In my experience working with IMGUI-style libraries, it's definitely feasible to perform full layout and rendering for complex UI in 1-2ms at most. For simpler applications it should be basically free. It's depressing that people are willing to accept complex, slow layout APIs at this point considering it's been possible for stuff to be fast for a long time.
Perhaps surprisingly, the most expensive part is usually text layout and rendering - text shaping is just really expensive and in the industry standard libraries it can take a long time to lay out a string, so you have to aggressively cache and do fancy things to get good performance. ASCII text is fast, though.
Whenever people come up with low numbers like that their mental model is really what they see as sticking some ASCII on the screen with a couple of colors blitted in. Doing text rendering that is actually good, transparency, shadows, the things that make a UI worth using makes things somewhat more expensive. It doesn't have to be overbearingly expensive–modern computers are fast, after all–but it's definitely going to be more than what you think an imgui thing is going to take. And this is pretty important when you're making an OS, otherwise you're really making something that a lot of people will not want to or be able to use.

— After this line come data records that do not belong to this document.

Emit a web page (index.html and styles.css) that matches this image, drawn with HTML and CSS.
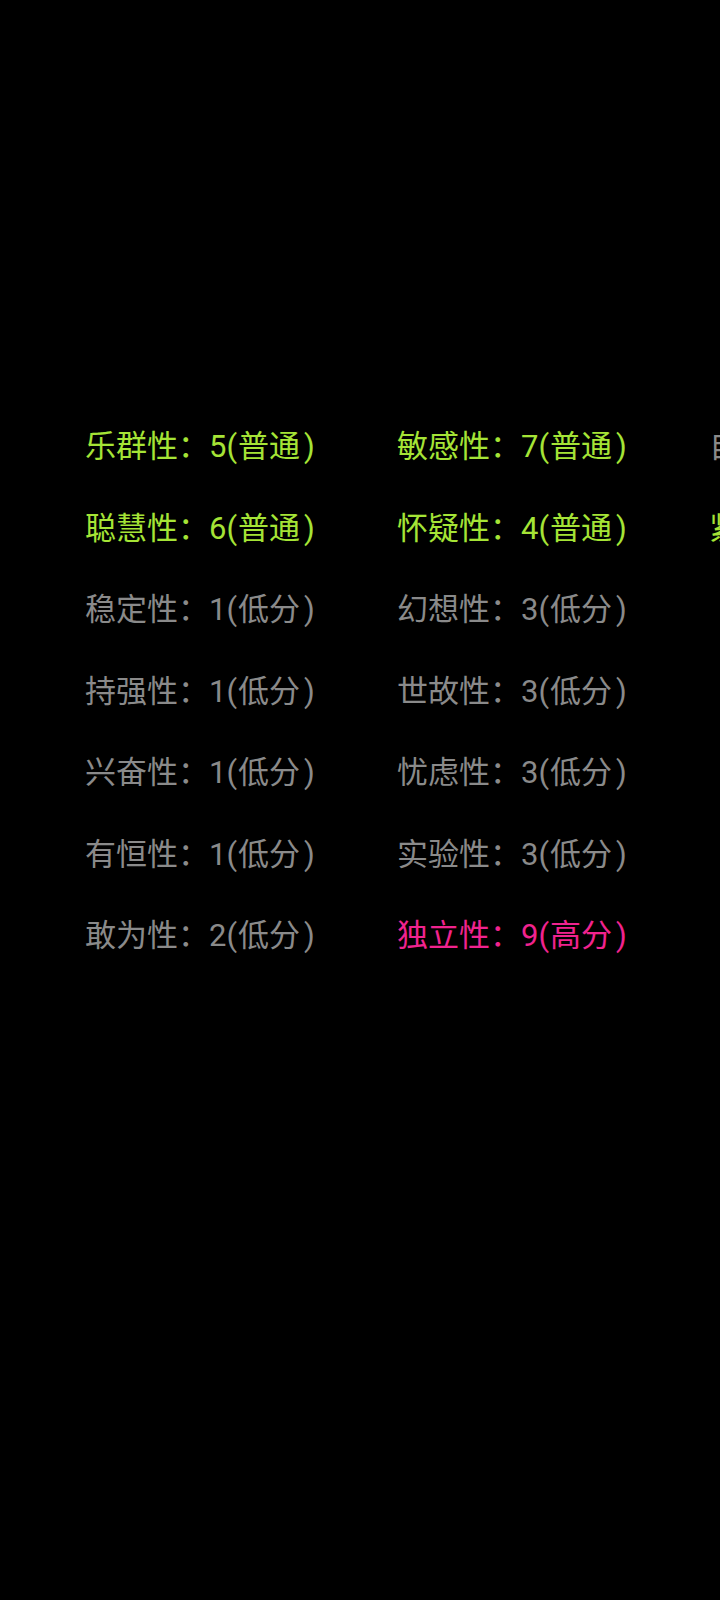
FILE: index.html
```html
<!DOCTYPE html>
<html lang="zh-CN">
<head>
<meta charset="utf-8">
<title>16PF</title>
<link rel="stylesheet" href="styles.css">
</head>
<body>
<div class="screen">
  <div class="grid">
    <div class="item normal">乐群性：5<span class="po">(</span>普通<span class="pc">)</span></div>
    <div class="item normal">聪慧性：6<span class="po">(</span>普通<span class="pc">)</span></div>
    <div class="item low">稳定性：1<span class="po">(</span>低分<span class="pc">)</span></div>
    <div class="item low">持强性：1<span class="po">(</span>低分<span class="pc">)</span></div>
    <div class="item low">兴奋性：1<span class="po">(</span>低分<span class="pc">)</span></div>
    <div class="item low">有恒性：1<span class="po">(</span>低分<span class="pc">)</span></div>
    <div class="item low">敢为性：2<span class="po">(</span>低分<span class="pc">)</span></div>
    <div class="item normal">敏感性：7<span class="po">(</span>普通<span class="pc">)</span></div>
    <div class="item normal">怀疑性：4<span class="po">(</span>普通<span class="pc">)</span></div>
    <div class="item low">幻想性：3<span class="po">(</span>低分<span class="pc">)</span></div>
    <div class="item low">世故性：3<span class="po">(</span>低分<span class="pc">)</span></div>
    <div class="item low">忧虑性：3<span class="po">(</span>低分<span class="pc">)</span></div>
    <div class="item low">实验性：3<span class="po">(</span>低分<span class="pc">)</span></div>
    <div class="item high">独立性：9<span class="po">(</span>高分<span class="pc">)</span></div>
    <div class="item low">自律性：3<span class="po">(</span>低分<span class="pc">)</span></div>
    <div class="item normal">紧张性：6<span class="po">(</span>普通<span class="pc">)</span></div>
  </div>
</div>
</body>
</html>
```
FILE: styles.css
```css
html, body {
  margin: 0;
  padding: 0;
  background: #000;
}
.screen {
  width: 720px;
  height: 1600px;
  overflow: hidden;
  background: #000;
}
.grid {
  display: grid;
  grid-auto-flow: column;
  grid-template-rows: repeat(7, 81.5px);
  grid-auto-columns: 312px;
  padding: 406px 0 0 85px;
  font-family: Roboto, "Noto Sans CJK SC", sans-serif;
  font-size: 31px;
  line-height: 81.5px;
  white-space: nowrap;
}
.po {
  margin-right: 1px;
}
.pc {
  margin-left: 4px;
}
.item {
  color: #8a8a8a;
}
.item.normal {
  color: #a5e436;
}
.item.high {
  color: #f0238e;
}
```
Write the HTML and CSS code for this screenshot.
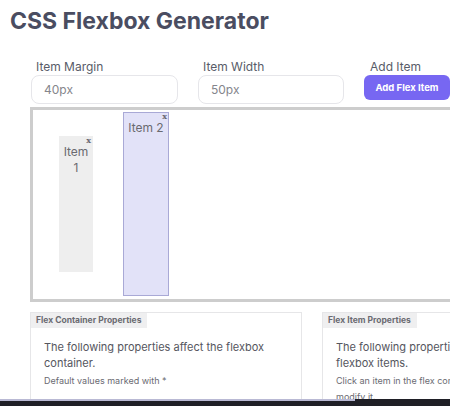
FILE: index.html
```html
<!DOCTYPE html>
<html>
<head>
<meta charset="utf-8">
<link rel="stylesheet" href="styles.css">
</head>
<body>
<div class="page">
  <h1 class="title">CSS Flexbox Generator</h1>
  <div class="controls">
    <div class="field field-margin">
      <label class="label">Item Margin</label>
      <div class="input">40px</div>
    </div>
    <div class="field field-width">
      <label class="label">Item Width</label>
      <div class="input">50px</div>
    </div>
    <div class="field field-add">
      <label class="label">Add Item</label>
      <button class="btn">Add Flex Item</button>
    </div>
  </div>
  <div class="flexbox">
    <div class="item item-1"><span class="close">x</span><span class="item-text">Item 1</span></div>
    <div class="item item-2"><span class="close">x</span><span class="item-text">Item 2</span></div>
  </div>
  <div class="cards">
    <div class="card card-1">
      <div class="tab">Flex Container Properties</div>
      <p class="lead">The following properties affect the flexbox container.</p>
      <p class="note">Default values marked with *</p>
    </div>
    <div class="card card-2">
      <div class="tab">Flex Item Properties</div>
      <p class="lead">The following properties affect the flexbox items.</p>
      <p class="note note-narrow">Click an item in the flex container to modify it.</p>
    </div>
  </div>
</div>
<div class="scrollbar"><div class="thumb"></div></div>
</body>
</html>
```

FILE: styles.css
```css
html, body {
  margin: 0;
  padding: 0;
  overflow: hidden;
  background: #ffffff;
  font-family: Inter, "Noto Sans", sans-serif;
}
.page {
  width: 600px;
  padding-left: 31px;
}
.title {
  margin: 7px 0 0 -21px;
  font-size: 23px;
  line-height: 28px;
  font-weight: 700;
  color: #4a4d61;
  letter-spacing: 0;
}
.controls {
  display: flex;
  margin-top: 25px;
  gap: 20px;
}
.field {
  display: flex;
  flex-direction: column;
}
.field-margin { width: 147px; }
.field-width { width: 146px; }
.field-add { width: 90px; }
.label {
  font-size: 12px;
  line-height: 14px;
  color: #585c68;
  padding-left: 5px;
  margin-bottom: 1px;
}
.field-add .label { padding-left: 6px; }
.input {
  box-sizing: border-box;
  height: 29px;
  border: 1px solid #e6e6ea;
  border-radius: 8px;
  font-size: 12px;
  line-height: 27px;
  color: #85858c;
  padding-left: 12px;
}
.btn {
  box-sizing: border-box;
  width: 86px;
  height: 25px;
  border: none;
  border-radius: 6px;
  background: #7767f2;
  color: #ffffff;
  font-family: Inter, "Noto Sans", sans-serif;
  font-weight: 700;
  font-size: 9.5px;
  padding: 0;
  text-align: center;
}
.flexbox {
  display: flex;
  margin-top: 3px;
  width: 540px;
  height: 189px;
  border: 3px solid #cdcdcd;
  border-right: none;
  box-sizing: content-box;
  margin-left: -1px;
}
.item {
  position: relative;
  box-sizing: border-box;
  text-align: center;
  font-size: 12px;
  line-height: 16px;
  color: #6a6a70;
  padding-top: 8px;
}
.item-1 {
  width: 34px;
  margin: 26px 0 27px 26px;
  background: #eeeeee;
  padding-left: 2px;
  padding-right: 2px;
}
.item-2 {
  width: 46px;
  margin: 2px 0 3px 30px;
  background: #e2e2f8;
  border: 1px solid #a9a9d6;
  padding-top: 7px;
}
.close {
  position: absolute;
  top: 0;
  right: 2px;
  font-family: "DejaVu Serif", "Liberation Serif", serif;
  font-weight: 700;
  font-size: 8px;
  line-height: 8px;
  color: #666670;
}
.item-2 .close { right: 1px; top: -1px; }
.cards {
  display: flex;
  gap: 20px;
  margin-top: 10px;
}
.card {
  box-sizing: border-box;
  border: 1px solid #e6e6e8;
  height: 120px;
  padding: 0;
}
.card-1 { width: 272px; margin-left: -1px; }
.card-2 { width: 212px; }
.tab {
  display: inline-block;
  background: #efeff0;
  font-size: 8.5px;
  font-weight: 700;
  color: #6b6b72;
  line-height: 15px;
  padding: 0 6px 0 5px;
  vertical-align: top;
}
.lead {
  margin: 6px 13px 0 13px;
  font-size: 11px;
  line-height: 16px;
  color: #55565e;
}
.note {
  margin: 2px 13px 0 13px;
  font-size: 9px;
  line-height: 16px;
  color: #6b6b72;
}
.note-narrow { margin-right: 28px; }
.scrollbar {
  position: fixed;
  left: 0;
  right: 0;
  bottom: 0;
  height: 7px;
  background: #1f1f26;
}
.thumb {
  width: 355px;
  height: 2px;
  background: #b9b9d4;
}
```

I've been doing complex UI with a few different IMGUI libraries for years now and they can all lay out and rasterize complex scenes in under 2ms, even when written in C# instead of performance-tuned C++. Modern hardware is just plain fast, in particular drop shadows and transparency are effectively free if you're drawing them using the GPU. (I say 'effectively' because if you opt out of transparency and antialiasing, you can do front-to-back rendering to skip drawing stuff entirely... but I don't know of many cases where people do that since it's not that much faster.)
Well, text layout is not trivial. But computers are incredibly fast when dealing with small amount of data.
I don't see why all of text layout calculations could not be done at maximum speed with everything in L1. Probably with quite a few branch miss-prediction, but still.
The amount of work you can achieve in 1ms on a modern CPU is astonishing.
My intuition is that there are probably a bunch of O(NNN) complexity algorithms in typesetting for things like ligatures, and that's where the time goes... but I haven't written a shaping engine.
Perhaps surprisingly, the most expensive part is usually text layout and rendering - text shaping is just really expensive and in the industry standard libraries it can take a long time to lay out a string, so you have to aggressively cache and do fancy things to get good performance. ASCII text is fast, though.